Prime Minister Yoshihiko Noda announced the decision shortly after he was informed by Fukui Gov. Issei Nishikawa that the prefecture would accept the restart of the Nos. 3 and 4 reactors at the Oi plant, operated by Kansai Electric Power Co.

“Having won local consent, reactivating the Nos. 3 and 4 reactors of the Oi nuclear power plant is now the government’s final decision,” Noda said. “We are determined to make further efforts to restore people’s trust in nuclear policy and safety regulations.”

Earlier Saturday, Nishikawa conveyed his consent for the restart in a meeting with Noda and some Cabinet members at the premier’s office, saying he had made the decision to help “ensure the stability of people’s lives and industries in Kansai,” the region which consumes electricity from the Oi plant.

While concerns remain over safety issues, the two Oi reactors are set to become the first in the country to be restarted since the Fukushima nuclear crisis erupted last year, triggered by the March 2011 earthquake and tsunami that devastated northeastern Japan.

Outside the prime minister’s office Saturday, hundreds of people gathered amid a heavy police presence to express opposition to the reactors’ restart and called on the government to make a decision to abandon nuclear power.

Opponents criticize the government’s move to restart the reactors based on provisional safety standards it set up before the establishment of a new nuclear regulatory body and also before fully looking into the cause of the Fukushima accident.

The crisis at Tokyo Electric Power Co.’s Fukushima Daiichi nuclear power plant has dented public trust in the government’s nuclear power policy and prevented the restart of reactors shut down for regular checkups.

Since the last of the 50 operational commercial reactors in Japan went offline on May 6 for checks, all reactors in the country have stopped operating for the first time since 1970, raising concerns over power shortages this summer.
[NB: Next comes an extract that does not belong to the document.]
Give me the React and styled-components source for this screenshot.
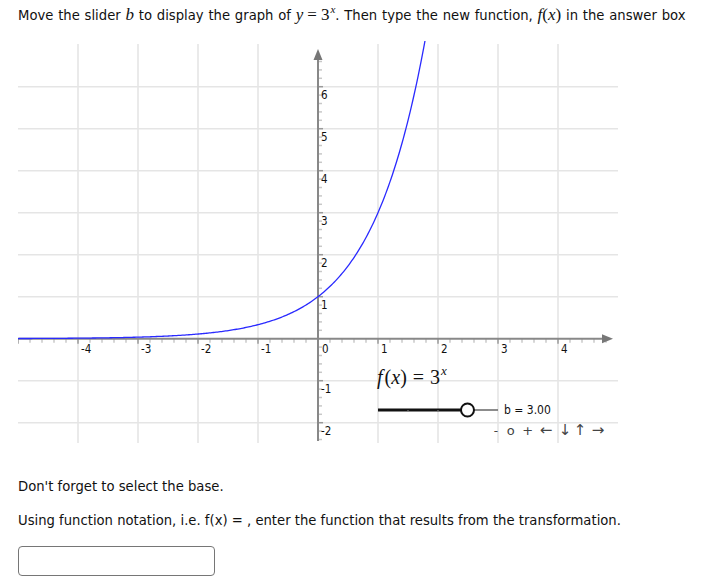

Before the Fukushima crisis, nuclear power used to supply about 30 percent of Japan’s electricity.

Power supply is expected to be particularly tight in Kansai Electric’s service area in western Japan centering on Osaka as the utility derived about half of electricity from nuclear power before the Fukushima crisis. The Nos. 3 and 4 reactors at the Oi plant have the biggest electricity output capacity among the company’s reactors.

Reactivation of the two Oi reactors is estimated to ease the power shortage in the area this summer from 14.9 percent to break-even, according to a government panel’s estimates based on 2010 power consumption.

As such, the government will consider lowering its 15 percent power-saving request for this summer in Kansai Electric’s service area.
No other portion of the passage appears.